Trump Is Spiraling, Preparing For Election Night Chaos By Building a Fence Around the White House

Politics
Trump Is Spiraling, Preparing For Election Night Chaos By Building a Fence Around the White House
Image: Sarah Silbiger (Getty Images)

The final days before the 2020 presidential election have been, in a word, eventful. On Sunday night, NBC News reported that the White House has instructed crews to build a “non-scalable” fence surrounding the White House and nearby Lafayette Park and The Ellipse. Federal authorities will erect the fence on Monday in preparation for potential unrest. After abruptly canceling his election night event at the Trump International Hotel, it appears that Trump is preparing to hunker down into lockdown mode.

According to CNN, Washington, D.C. Metro Police Chief Peter Newsham warned the city’s District Council that there was an “expectation of some type of civil unrest following the election.” It’s clear who Trump expects the unrest to originate from.

On Friday, a caravan of Trump supporters boxed in a Joe Biden campaign bus in Austin, Texas, leading to one minor collision which was caught on video. The intimidation tactic led Texas Democrats to cancel three scheduled events that day, citing safety concerns. The FBI is now investigating the incident, to the president’s apparent chagrin.

“In my opinion, these patriots did nothing wrong,” Trump tweeted Sunday.” Instead, the FBI & Justice should be investigating the terrorists, anarchists, and agitators of ANTIFA, who run around burning down our Democrat run cities and hurting our people!”

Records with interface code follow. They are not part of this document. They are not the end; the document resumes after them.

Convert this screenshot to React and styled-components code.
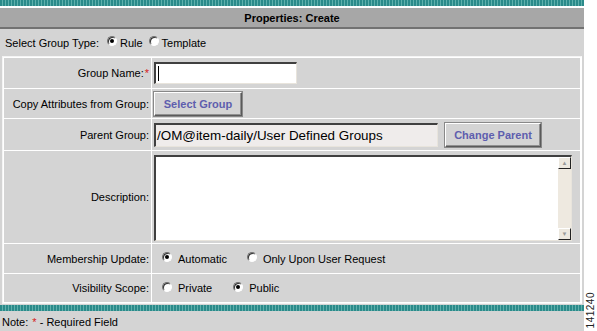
import React from 'react';
import styled, { createGlobalStyle } from 'styled-components';

const GlobalStyle = createGlobalStyle`
  html, body {
    margin: 0;
    padding: 0;
    background: #ffffff;
  }
  body {
    font-family: "Liberation Sans", Arial, sans-serif;
    font-size: 11px;
    color: #000;
  }
`;

const Page = styled.div`
  display: flex;
  width: 597px;
  height: 331px;
  overflow: hidden;
`;

const Main = styled.div`
  width: 584px;
  display: flex;
  flex-direction: column;
  background: #d4d4d4;

  & > * {
    flex-shrink: 0;
  }
`;

const Side = styled.div`
  flex: 1;
  display: flex;
  align-items: flex-end;
  justify-content: center;
  padding-bottom: 3px;
  background: #fff;
`;

const FigNum = styled.span`
  writing-mode: vertical-rl;
  transform: rotate(180deg);
  font-size: 10px;
  letter-spacing: 0.5px;
  color: #222;
`;

const TealBar = styled.div`
  height: ${p => p.$h || 6}px;
  background: repeating-linear-gradient(90deg, #2b8a8a 0, #2b8a8a 2px, #5fb0ac 2px, #5fb0ac 3px);
  border-bottom: ${p => p.$edgeW || 1}px solid ${p => p.$edge || '#ffffff'};
`;

const Header = styled.div`
  height: 19px;
  background: #a7a7a7;
  border-bottom: 2px solid #727272;
  display: flex;
  align-items: center;
  justify-content: center;
  font-weight: bold;
  font-size: 11px;
`;

const TypeRow = styled.div`
  height: 27px;
  display: flex;
  align-items: center;
  padding-left: 5px;
  gap: 6px;
`;

const Table = styled.div`
  margin: 0 2px 1px 2px;
  border: 1px solid #f4f4f4;
  border-right-color: #ffffff;
`;

const Grid = styled.div`
  display: grid;
  grid-template-columns: 147px 1fr;
  gap: 1px;
  background: #ffffff;
  border: 1px solid #ffffff;
`;

const Label = styled.div`
  box-sizing: border-box;
  background: #d4d4d4;
  height: ${p => p.$h}px;
  display: flex;
  align-items: center;
  justify-content: flex-end;
  padding-right: 2px;
`;

const Cell = styled.div`
  box-sizing: border-box;
  background: #d4d4d4;
  height: ${p => p.$h}px;
  display: flex;
  align-items: ${p => (p.$top ? 'flex-start' : 'center')};
  padding: ${p => (p.$top ? '4px 0 0 2px' : '0 0 0 2px')};
  gap: ${p => p.$gap || 6}px;
`;

const Star = styled.span`
  color: #d62020;
  margin-left: 1px;
`;

const TextInput = styled.div`
  width: ${p => p.$w}px;
  height: ${p => p.$ht}px;
  box-sizing: border-box;
  background: ${p => p.$bg || '#ffffff'};
  border-top: 2px solid #404040;
  border-left: 2px solid #404040;
  border-right: 1px solid #e8e4dc;
  border-bottom: 1px solid #e8e4dc;
  display: flex;
  align-items: center;
  padding-left: 1px;
  font-size: 13.4px;
`;

const Caret = styled.span`
  width: 1px;
  height: 15px;
  background: #000;
  margin-left: 1px;
`;

const Button = styled.div`
  width: ${p => p.$w}px;
  height: 24px;
  box-sizing: border-box;
  border: 1px solid #ffffff;
  border-right-color: #5a5a5a;
  border-bottom-color: #5a5a5a;
  box-shadow: inset -1px -1px 0 #909090, 0 0 0 1px #888;
  background: #d4d4d4;
  color: #5e5eae;
  font-weight: bold;
  font-size: 11px;
  display: flex;
  align-items: center;
  justify-content: center;
`;

const TextArea = styled.div`
  width: 418px;
  height: 86px;
  box-sizing: border-box;
  background: #fff;
  border-top: 2px solid #404040;
  border-left: 2px solid #404040;
  border-right: 1px solid #e8e4dc;
  border-bottom: 1px solid #e8e4dc;
  display: flex;
  justify-content: flex-end;
`;

const ScrollBar = styled.div`
  width: 13px;
  background: #eee9e0;
  display: flex;
  flex-direction: column;
  justify-content: space-between;
`;

const ScrollBtn = styled.div`
  height: 12px;
  box-sizing: border-box;
  background: #ece8df;
  border: 1px solid #fff;
  border-right-color: #222;
  border-bottom-color: #222;
  display: flex;
  align-items: center;
  justify-content: center;
  font-size: 6px;
  color: #999;
  line-height: 1;
`;

const RadioWrap = styled.label`
  display: flex;
  align-items: center;
  gap: ${p => p.$gap || 4}px;
  margin-left: ${p => p.$ml || 0}px;
`;

const RadioCircle = styled.span`
  width: 10px;
  height: 10px;
  border-radius: 50%;
  box-sizing: border-box;
  background: #fff;
  border: 1px solid;
  border-color: #707070 #fff #fff #707070;
  box-shadow: inset 1px 1px 0 #303030;
  display: flex;
  align-items: center;
  justify-content: center;
  margin-top: ${p => (p.$up ? -3 : 0)}px;

  &::after {
    content: '';
    width: 4px;
    height: 4px;
    border-radius: 50%;
    background: ${p => (p.$on ? '#000' : 'transparent')};
  }
`;

const Note = styled.div`
  height: 19px;
  display: flex;
  align-items: center;
  padding-left: 2px;
`;

const Radio = ({ on, children, gap, ml, up }) => (
  <RadioWrap $gap={gap} $ml={ml}>
    <RadioCircle $on={on} $up={up} />
    <span>{children}</span>
  </RadioWrap>
);

export default function App() {
  return (
    <>
      <GlobalStyle />
      <Page>
        <Main>
          <TealBar $h={6} $edgeW={2} />
          <Header>Properties: Create</Header>
          <TypeRow>
            <span>Select Group Type:</span>
            <Radio on gap={3} ml={2} up>Rule</Radio>
            <Radio gap={3} up>Template</Radio>
          </TypeRow>
          <Table>
            <Grid>
              <Label $h={30}>Group Name:<Star>*</Star></Label>
              <Cell $h={30}>
                <TextInput $w={143} $ht={22}><Caret /></TextInput>
              </Cell>

              <Label $h={29}>Copy Attributes from Group:</Label>
              <Cell $h={29}>
                <Button $w={88}>Select Group</Button>
              </Cell>

              <Label $h={31}>Parent Group:</Label>
              <Cell $h={31} $gap={7}>
                <TextInput $w={284} $ht={24} $bg="#efeceb">/OM@item-daily/User Defined Groups</TextInput>
                <Button $w={96}>Change Parent</Button>
              </Cell>

              <Label $h={92}>Description:</Label>
              <Cell $h={92} $top>
                <TextArea>
                  <ScrollBar>
                    <ScrollBtn>▲</ScrollBtn>
                    <ScrollBtn>▼</ScrollBtn>
                  </ScrollBar>
                </TextArea>
              </Cell>

              <Label $h={29}>Membership Update:</Label>
              <Cell $h={29} $gap={0}>
                <Radio on gap={6} ml={8} up>Automatic</Radio>
                <Radio gap={6} ml={14} up>Only Upon User Request</Radio>
              </Cell>

              <Label $h={28}>Visibility Scope:</Label>
              <Cell $h={28} $gap={0}>
                <Radio gap={6} ml={8} up>Private</Radio>
                <Radio on gap={6} ml={15} up>Public</Radio>
              </Cell>
            </Grid>
          </Table>
          <TealBar $h={6} $edge="#d4d4d4" />
          <Note>Note:&nbsp;<Star>*</Star>&nbsp;- Required Field</Note>
        </Main>
        <Side>
          <FigNum>141240</FigNum>
        </Side>
      </Page>
    </>
  );
}
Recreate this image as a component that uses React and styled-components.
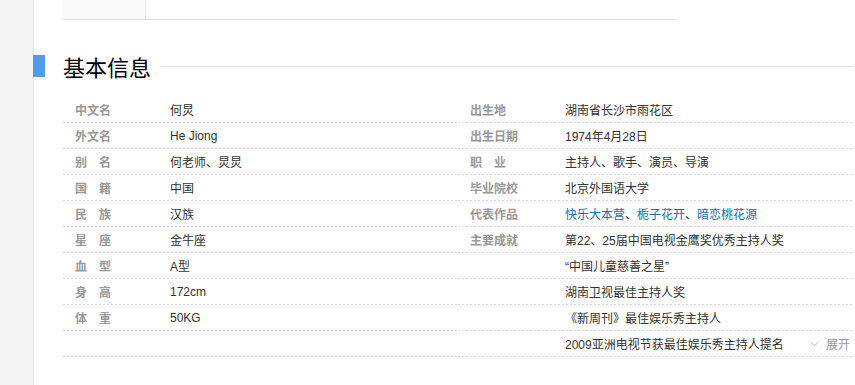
import React from "react";
import styled, { createGlobalStyle } from "styled-components";

const Global = createGlobalStyle`
  html, body { margin: 0; padding: 0; background: #fff; }
  body { font-family: "Liberation Sans", Arial, "Noto Sans CJK SC", sans-serif; font-size: 12px; color: #333; }
`;

const Page = styled.div`
  display: flex;
  min-height: 385px;
`;

const Strip = styled.div`
  width: 33px;
  flex: none;
  background: #f4f4f4;
  border-right: 1px solid #e6e6e6;
`;

const Main = styled.div`
  flex: 1;
  padding-left: 29px;
  padding-right: 2px;
`;

const TopBar = styled.div`
  width: 612px;
  height: 19px;
  border-bottom: 1px solid #dcdcdc;
  display: flex;
`;

const TopTab = styled.div`
  width: 82px;
  background: #fafafa;
  border-right: 1px solid #ececec;
`;

const Heading = styled.div`
  position: relative;
  display: flex;
  align-items: center;
  height: 22px;
  margin-top: 35px;
  &::before {
    content: "";
    position: absolute;
    left: -30px;
    top: 0;
    width: 12px;
    height: 22px;
    background: #4f9cee;
  }
`;

const Title = styled.h2`
  margin: 0;
  font-family: "Noto Sans CJK SC", sans-serif;
  font-weight: 400;
  font-size: 22px;
  line-height: 22px;
  color: #000;
`;

const Rule = styled.div`
  flex: 1;
  height: 1px;
  background: #e3e3e3;
  margin-left: 9px;
`;

const Grid = styled.div`
  display: grid;
  grid-template-columns: 395px 395px;
  margin-top: 20px;
`;

const Column = styled.div`
  display: flex;
  flex-direction: column;
`;

const Row = styled.div`
  display: flex;
  align-items: center;
  height: 26px;
  padding-bottom: 1px;
  box-sizing: border-box;
  background: repeating-linear-gradient(to right, #d9d9d9 0 2px, transparent 2px 4px) left bottom / 100% 1px no-repeat;
`;

const Label = styled.div`
  width: 95px;
  padding-left: 12px;
  flex: none;
  font-family: "Noto Sans CJK SC", sans-serif;
  font-weight: 700;
  color: #999;
  font-size: 12px;
  white-space: pre;
`;

const Value = styled.div`
  flex: 1;
  font-family: "Liberation Sans", Arial, "Noto Sans CJK SC", sans-serif;
  font-size: 12px;
  color: #333;
  white-space: nowrap;
`;

const Link = styled.a`
  color: #136ec2;
  text-decoration: none;
`;

const Expand = styled.span`
  display: flex;
  align-items: center;
  gap: 7px;
  margin-right: 3px;
  font-family: "Noto Sans CJK SC", sans-serif;
  font-size: 12px;
  color: #999;
`;

const left = [
  ["中文名", "何炅"],
  ["外文名", "He Jiong"],
  ["别　名", "何老师、炅炅"],
  ["国　籍", "中国"],
  ["民　族", "汉族"],
  ["星　座", "金牛座"],
  ["血　型", "A型"],
  ["身　高", "172cm"],
  ["体　重", "50KG"],
  ["", ""],
];

const works = ["快乐大本营", "栀子花开", "暗恋桃花源"];

const right = [
  ["出生地", "湖南省长沙市雨花区"],
  ["出生日期", "1974年4月28日"],
  ["职　业", "主持人、歌手、演员、导演"],
  ["毕业院校", "北京外国语大学"],
  ["代表作品", "works"],
  ["主要成就", "第22、25届中国电视金鹰奖优秀主持人奖"],
  ["", "“中国儿童慈善之星”"],
  ["", "湖南卫视最佳主持人奖"],
  ["", "《新周刊》最佳娱乐秀主持人"],
  ["", "2009亚洲电视节获最佳娱乐秀主持人提名", true],
];

function Chevron() {
  return (
    <svg width="9" height="6" viewBox="0 0 9 6">
      <polyline points="0.5,0.8 4.5,4.8 8.5,0.8" fill="none" stroke="#b5b5b5" strokeWidth="1" />
    </svg>
  );
}

export default function App() {
  return (
    <>
      <Global />
      <Page>
        <Strip />
        <Main>
          <TopBar>
            <TopTab />
          </TopBar>
          <Heading>
            <Title>基本信息</Title>
            <Rule />
          </Heading>
          <Grid>
            <Column>
              {left.map(([l, v], i) => (
                <Row key={i}>
                  <Label>{l}</Label>
                  <Value>{v}</Value>
                </Row>
              ))}
            </Column>
            <Column>
              {right.map(([l, v, more], i) => (
                <Row key={i}>
                  <Label>{l}</Label>
                  <Value>
                    {v === "works"
                      ? works.map((w, j) => (
                          <React.Fragment key={w}>
                            {j > 0 && "、"}
                            <Link href="#">{w}</Link>
                          </React.Fragment>
                        ))
                      : v}
                  </Value>
                  {more && (
                    <Expand>
                      <Chevron />
                      展开
                    </Expand>
                  )}
                </Row>
              ))}
            </Column>
          </Grid>
        </Main>
      </Page>
    </>
  );
}
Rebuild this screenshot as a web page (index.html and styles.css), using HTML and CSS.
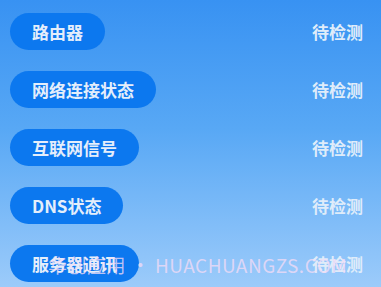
FILE: index.html
```html
<!DOCTYPE html>
<html lang="zh">
<head>
<meta charset="utf-8">
<link rel="stylesheet" href="styles.css">
</head>
<body>
<div class="screen">
  <div class="list">
    <div class="row"><span class="pill">路由器</span><span class="status">待检测</span></div>
    <div class="row"><span class="pill">网络连接状态</span><span class="status">待检测</span></div>
    <div class="row"><span class="pill">互联网信号</span><span class="status">待检测</span></div>
    <div class="row"><span class="pill">DNS状态</span><span class="status">待检测</span></div>
    <div class="row"><span class="pill">服务器通讯</span><span class="status">待检测</span></div>
  </div>
  <div class="watermark">华创应用 · HUACHUANGZS.COM</div>
</div>
</body>
</html>
```
FILE: styles.css
```css
html, body {
  margin: 0;
  padding: 0;
}
body {
  width: 381px;
  height: 287px;
  overflow: hidden;
  font-family: "Noto Sans CJK SC", "Noto Sans", sans-serif;
}
.screen {
  position: relative;
  width: 381px;
  height: 287px;
  background: linear-gradient(180deg, #3892f2 0%, #58a8f5 45%, #9ccbfa 100%);
  box-sizing: border-box;
  padding: 13px 18px 0 10px;
}
.list {
  display: flex;
  flex-direction: column;
  gap: 21px;
}
.row {
  display: flex;
  align-items: center;
  justify-content: space-between;
  height: 37px;
}
.pill {
  height: 37px;
  display: flex;
  align-items: center;
  padding: 0 22px 0 22px;
  border-radius: 18.5px;
  background: #0c78ef;
  color: #e4eefb;
  font-size: 17px;
  font-weight: 700;
  line-height: 1;
}
.status {
  color: #dfecfa;
  font-size: 17px;
  font-weight: 700;
  line-height: 1;
}
.watermark {
  position: absolute;
  z-index: 2;
  left: 48px;
  top: 251px;
  font-family: "Noto Sans CJK SC", "Noto Sans", sans-serif;
  font-size: 19px;
  color: rgba(245, 220, 245, 0.75);
  white-space: nowrap;
  letter-spacing: 0.5px;
}
```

On Monday, Trump continued his tirade, tweeting, “This story is FALSE. They did nothing wrong. But the ANTIFA Anarchists, Rioters and Looters, who have caused so much harm and destruction in Democrat run cities, are being seriously looked at!”

Despite the fact that it was his own supporters potentially attempting to run the Biden campaign truck off the road, Trump believed the real danger comes from those robbing a Walmart or protesting police violence. They are who the barriers are meant to deter.

(Unsurprisingly, Trump had little to say about North Carolina police pepper-spraying harmless attendees of a get-out-the-vote rally on Saturday. In Trump’s world, violence is never done at the hand of the state, only by those trying to survive within it.)

But even if Trump’s nightmares of a storming of the Bastille for the Antifa era came true, the only scenario in which it’s even remotely feasible is if Trump manages to win an election in which his competitor is favored to win. Or, more realistically, if Trump doesn’t win, but declares himself the rightful victor anyway. On Sunday, Trump denied recent reports that he plans to declare himself the winner of the presidential election if he’s ahead by midnight, before many mail-in or absentee ballots will be tabulated. Still, his clarifying statement wasn’t any more reassuring: “I think it’s a terrible thing when ballots can be collected after an election. I think it’s a terrible thing when states are allowed to tabulate ballots for a long period of time after the election is over.”

He then vowed to get lawyers involved “as soon as that election’s over.”

It’s clear that if Trump doesn’t achieve a decisive victory, he plans to contest the election results, possibly rendering them illegitimate with the help of conservative-majority courts. This move would certainly spark outrage, and he’s building a fortress in preparation; all he needs is a moat. But it would be chaos of his own making, a craven attempt to put a literal barrier between himself and the righteously indignant people he serves.

On Monday morning, a video of Trump encouraging early voting was uploaded to his official Twitter account.

“Don’t let them take your vote away,” Trump warned. “The most important election we’ve ever had.”